Goal of the exercise: Pull out every line below that holds the word "this".

Given data:
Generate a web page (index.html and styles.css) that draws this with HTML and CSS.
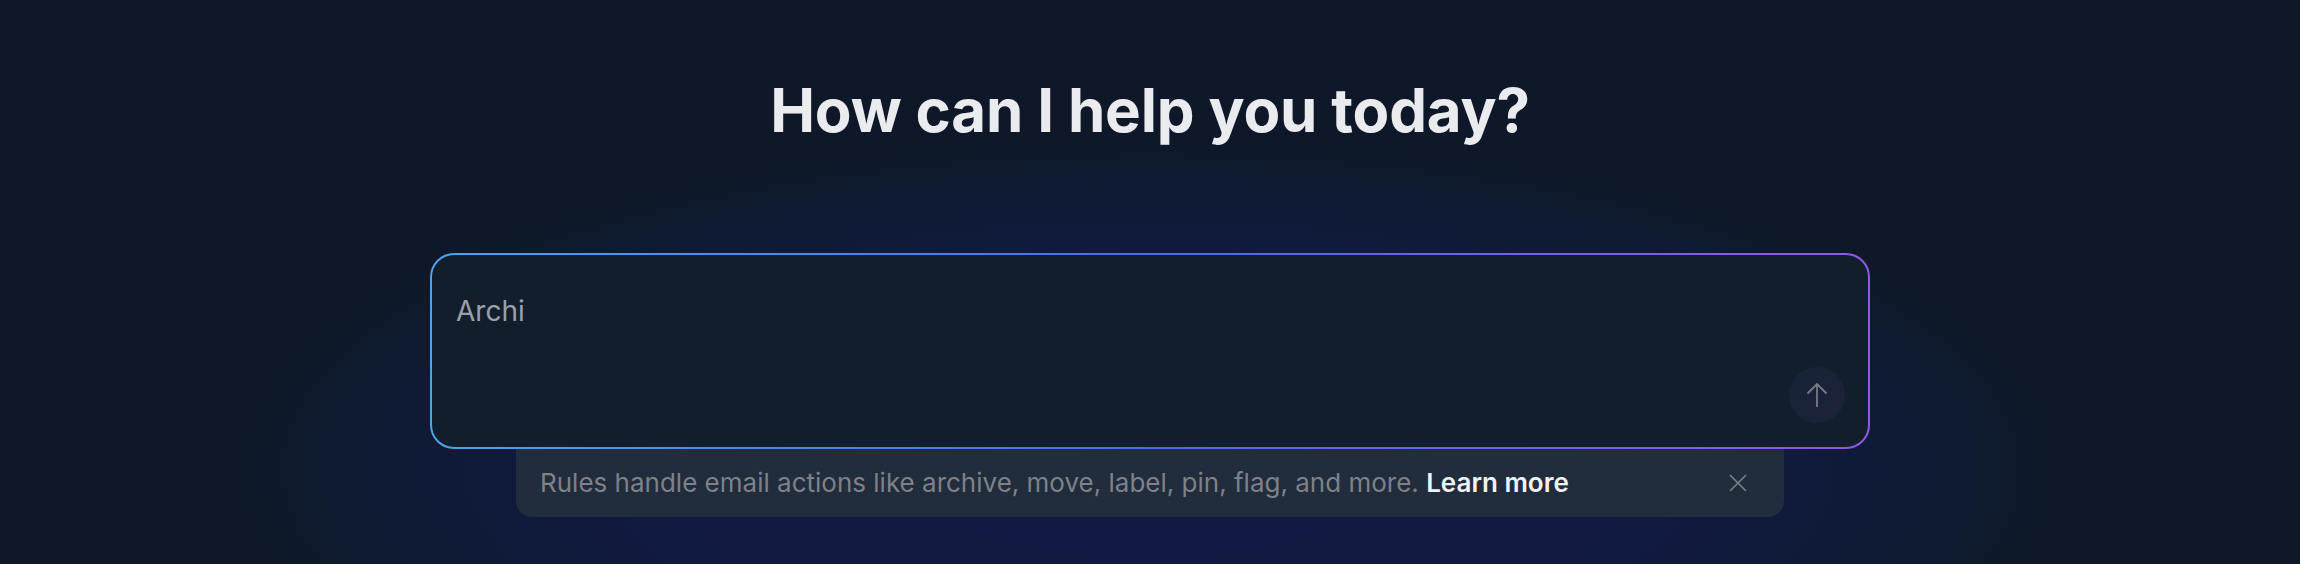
==
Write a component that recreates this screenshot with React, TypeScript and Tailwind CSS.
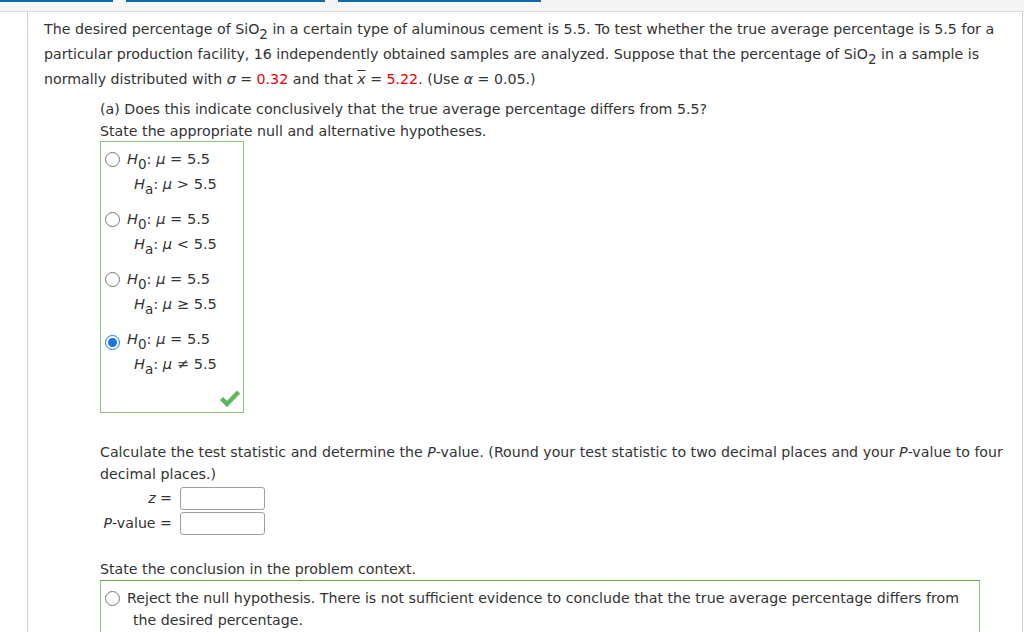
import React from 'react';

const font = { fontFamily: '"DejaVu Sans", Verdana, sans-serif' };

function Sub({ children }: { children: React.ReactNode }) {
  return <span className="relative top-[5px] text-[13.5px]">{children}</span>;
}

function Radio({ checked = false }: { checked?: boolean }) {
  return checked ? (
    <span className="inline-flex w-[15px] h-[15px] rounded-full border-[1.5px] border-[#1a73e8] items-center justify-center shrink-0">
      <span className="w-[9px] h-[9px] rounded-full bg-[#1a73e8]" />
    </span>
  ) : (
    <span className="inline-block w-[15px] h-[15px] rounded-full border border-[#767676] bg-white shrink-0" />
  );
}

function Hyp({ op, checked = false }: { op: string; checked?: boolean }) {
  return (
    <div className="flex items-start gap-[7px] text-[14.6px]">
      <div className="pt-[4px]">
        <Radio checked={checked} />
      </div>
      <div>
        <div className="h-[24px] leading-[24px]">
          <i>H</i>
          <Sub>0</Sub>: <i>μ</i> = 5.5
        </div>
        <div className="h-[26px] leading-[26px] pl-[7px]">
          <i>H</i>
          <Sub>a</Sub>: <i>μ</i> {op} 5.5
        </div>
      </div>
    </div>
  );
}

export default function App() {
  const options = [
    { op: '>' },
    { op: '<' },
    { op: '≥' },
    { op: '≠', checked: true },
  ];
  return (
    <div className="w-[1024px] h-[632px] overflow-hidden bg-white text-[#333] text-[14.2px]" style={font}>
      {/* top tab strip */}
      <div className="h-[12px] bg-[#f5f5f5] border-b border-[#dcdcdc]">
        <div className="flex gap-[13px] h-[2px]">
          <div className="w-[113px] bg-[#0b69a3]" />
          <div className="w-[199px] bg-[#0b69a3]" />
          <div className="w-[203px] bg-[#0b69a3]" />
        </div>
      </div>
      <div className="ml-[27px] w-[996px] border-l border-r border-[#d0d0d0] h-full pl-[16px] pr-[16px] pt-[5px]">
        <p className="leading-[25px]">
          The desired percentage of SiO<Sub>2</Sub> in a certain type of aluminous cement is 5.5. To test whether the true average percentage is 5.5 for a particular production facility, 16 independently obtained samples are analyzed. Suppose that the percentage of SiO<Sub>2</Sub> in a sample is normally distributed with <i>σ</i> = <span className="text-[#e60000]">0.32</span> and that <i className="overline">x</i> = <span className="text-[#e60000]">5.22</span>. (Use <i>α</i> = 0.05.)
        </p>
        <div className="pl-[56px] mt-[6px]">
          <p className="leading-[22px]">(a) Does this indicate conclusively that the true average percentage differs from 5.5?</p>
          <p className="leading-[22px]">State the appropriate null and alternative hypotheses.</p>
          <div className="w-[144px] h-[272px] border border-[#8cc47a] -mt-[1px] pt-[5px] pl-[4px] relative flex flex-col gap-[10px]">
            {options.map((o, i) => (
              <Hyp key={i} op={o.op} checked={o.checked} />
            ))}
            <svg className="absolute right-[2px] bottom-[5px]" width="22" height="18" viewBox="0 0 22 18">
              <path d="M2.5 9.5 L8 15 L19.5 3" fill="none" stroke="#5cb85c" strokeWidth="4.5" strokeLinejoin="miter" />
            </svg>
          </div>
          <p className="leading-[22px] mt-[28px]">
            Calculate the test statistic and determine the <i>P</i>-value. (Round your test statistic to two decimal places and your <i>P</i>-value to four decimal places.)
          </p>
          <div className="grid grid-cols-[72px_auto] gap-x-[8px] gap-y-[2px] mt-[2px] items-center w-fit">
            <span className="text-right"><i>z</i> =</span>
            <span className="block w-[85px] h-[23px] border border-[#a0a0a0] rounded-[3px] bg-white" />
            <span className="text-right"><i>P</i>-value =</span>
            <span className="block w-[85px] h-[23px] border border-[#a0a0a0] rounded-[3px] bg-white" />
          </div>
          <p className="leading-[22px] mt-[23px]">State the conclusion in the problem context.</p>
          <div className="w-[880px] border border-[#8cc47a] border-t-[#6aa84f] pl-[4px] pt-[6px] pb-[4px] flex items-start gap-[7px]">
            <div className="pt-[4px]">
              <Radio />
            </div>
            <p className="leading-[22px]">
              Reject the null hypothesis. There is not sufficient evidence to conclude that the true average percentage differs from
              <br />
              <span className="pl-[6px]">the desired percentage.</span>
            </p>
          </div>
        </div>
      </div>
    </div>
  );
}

Written response:
Generate a web page (index.html and styles.css) that draws this with HTML and CSS.
Write a component that recreates this screenshot with React, TypeScript and Tailwind CSS.
          <p className="leading-[22px]">(a) Does this indicate conclusively that the true average percentage differs from 5.5?</p>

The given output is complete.